Sunday, December 6, 2015

And now the real struggle begins

It appears that MUD did manage a simple majority in their parliament. That probably means that the country's right-wing can cause some minor inconveniences to Maduro's government over the next three years, but not much else. However, the clock is really ticking for Maduro and his allies ahead of the next Presidential election. If this isn't a wake-up call for the PSUV and its allies (and really the 2013 elections should have been), then I don't know what is.

Update - latest from teleSur indicates that MUD managed 109 seats and with three indigenous seats that usually form an alliance with MUD, have enough to command a super majority. Interesting times for Chavismo. That does mean the clock is ticking even more for Maduro, and I would expect a referendum for his removal is in the offing. For this particular phase of left-leaning government in Venezuela, the wake-up call was not heeded until far too late. I am sure there will be plenty of postmortem analyses. One likely one is that a lot of folks were fed up with what appeared to them to be incompetence, and fed up with shortages, etc. Although I am in the camp that considers Chavismo to be more positive than negative, the truth is, as I had made mention a few years earlier, that a lot of Chavismo, or 21st Century Socialism, amounted to little more than empty populism. Without a transformative change from the ground up, inevitably the PSUV would end up falling on hard times. I doubt MUD can do much to turn around a depressed economy, and will be as dependent upon oil exports as was the previous government with all that entails.

There is still an active left in Venezuela and elsewhere in South America. It is one that will benefit from ditching the strongman or caudillo model of leadership and moving to something considerably more "people powered".

And as we continue to wait:

This infographic explains what is needed for a majority in Venezuela's parliament (National Assembly), and the difference between a simple majority, 3/5 majority, and 2/3 majority. Basic upshot is that a simple majority cannot do much, which undoubtedly MUD, the opposition coalition, knows well. However, with a 3/5 majority (a qualified majority of 100 seats), MUD could take actions to remove ministers in the cabinet and the VP. With a 2/3 majority (full majority of 111 seats), MUD could make some serious constitutional changes and could take some actions that would lead to early Presidential elections. So, that tells you a bit of what is at stake. Also keep in mind that in theory, a party could have a majority of the popular vote, but given the way the parliamentary seats are distributed (in a way that actually gives rural areas disproportional power), still lack a majority in the parliament. If somehow, that last scenario unfolds, the PSUV would have dodged one heck of a bullet. I'd still repeat the same thing I said a couple years ago about it being a wake-up call yet again.

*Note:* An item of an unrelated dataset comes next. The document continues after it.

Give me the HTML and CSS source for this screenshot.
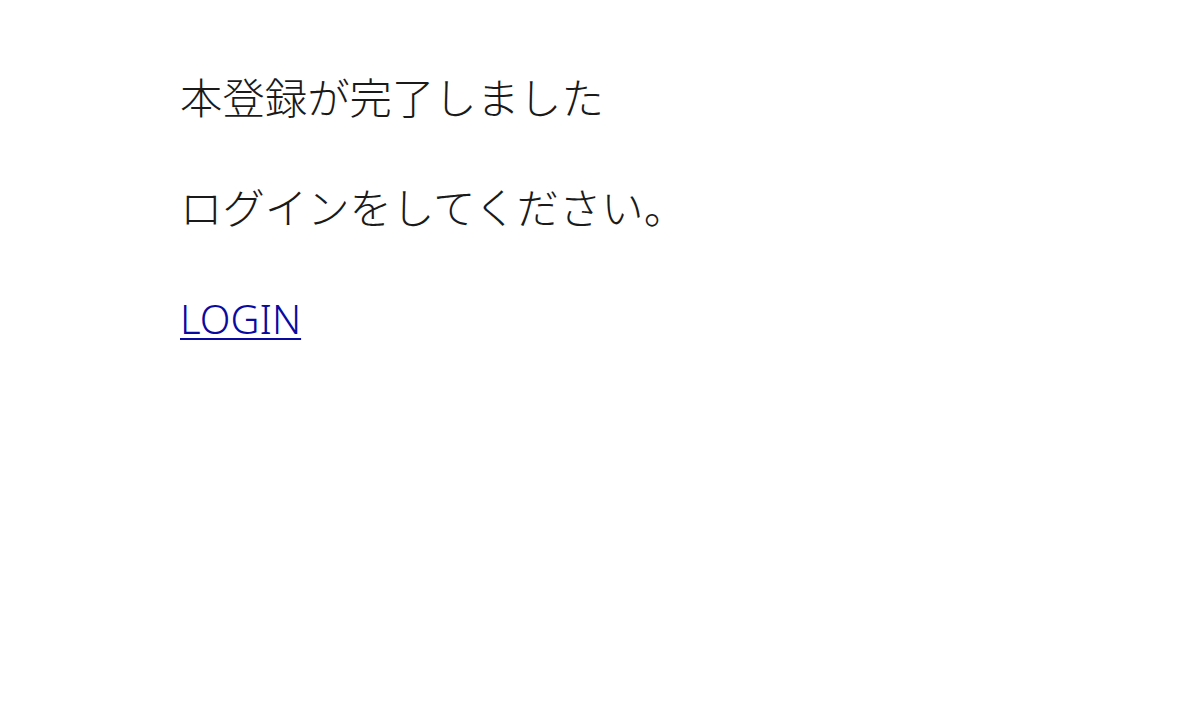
FILE: index.html
```html
<!DOCTYPE html>
<html lang="ja">
<head>
<meta charset="utf-8">
<link rel="stylesheet" href="styles.css">
</head>
<body>
<main class="page">
  <p class="msg">本登録が完了しました</p>
  <p class="msg">ログインをしてください。</p>
  <p class="msg"><a class="link" href="#">LOGIN</a></p>
</main>
</body>
</html>
```
FILE: styles.css
```css
html, body {
  margin: 0;
  padding: 0;
  background: #ffffff;
}
.page {
  padding: 67px 0 0 180px;
  font-family: "Noto Sans", "Noto Sans CJK JP", sans-serif;
  font-size: 42.4px;
  color: #1a1a1a;
}
.msg {
  margin: 0 0 48px 0;
  line-height: 62px;
  font-weight: 300;
}
.link {
  font-size: 40px;
  color: #0a0aa0;
  text-decoration: underline;
  text-underline-offset: 4px;
  text-decoration-thickness: 2px;
}
```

And I'd expect that there would be significant violence in the streets to contend with as well.

While we're waiting official results, here's a blast from the past

On my old blog, back in April 2013, I wrote the following:

I've been following a live blog of the Venezuela election for much of the evening. The official results are in, and the Bolivarian Revolution continues. However, it was close: 50.66% for Maduro to 49.07% for Capriles. For now, there is some tentative hope that what was set in motion by Chavez will continue. That said, the ruling party really needs to get its act together. My impression, correctly or incorrectly, has been that the party has benefited largely from Chavez’s larger-than-life charisma. A lot of good has been done for the country’s 99%, but 21st Century Socialism needs to become more than a populist slogan if it is to have any staying power. These results are a wake-up call.

I have wondered aloud - probably not so much in the blogging world but in my daily life - whether the close Presidential election's wake-up call was actually heeded by the PSUV. Some of the forces affecting the people of Venezuela are largely out of their control: low oil prices are a disaster for a nation that is dependent on oil exports, for example. However, I have often thought that the PSUV could have been more effective in their efforts to socialize the economy, and really could have done more to get the word out regarding their plan for the nation going forward, as the slow global transition from petroleum products continues over the long term, and in the short term the oil glut remains a reality. In a socialist leaning country where there is a mixture of private and public sector services and industries, it is practically a given that the elites running the private sector will do everything in their power to crush any public-led initiatives. The public run grocery stores are a great idea, but the long lines to obtain needed supplies are not. That needs to change - and fast. I could gripe more, I am sure. But keep in mind that gripes aside, those most vulnerable in Venezuela on average have benefited tremendously over the last decade and a half-plus. I don't expect perfection, and Chavismo is far from perfect, but I do expect to see progress, and I can say that on that front the Bolivarian Revolution has given some tangible hope to those who might not have had it otherwise. Keeping that going will be a challenge going forward even if the PSUV kept its majority (a matter of which we shall soon know).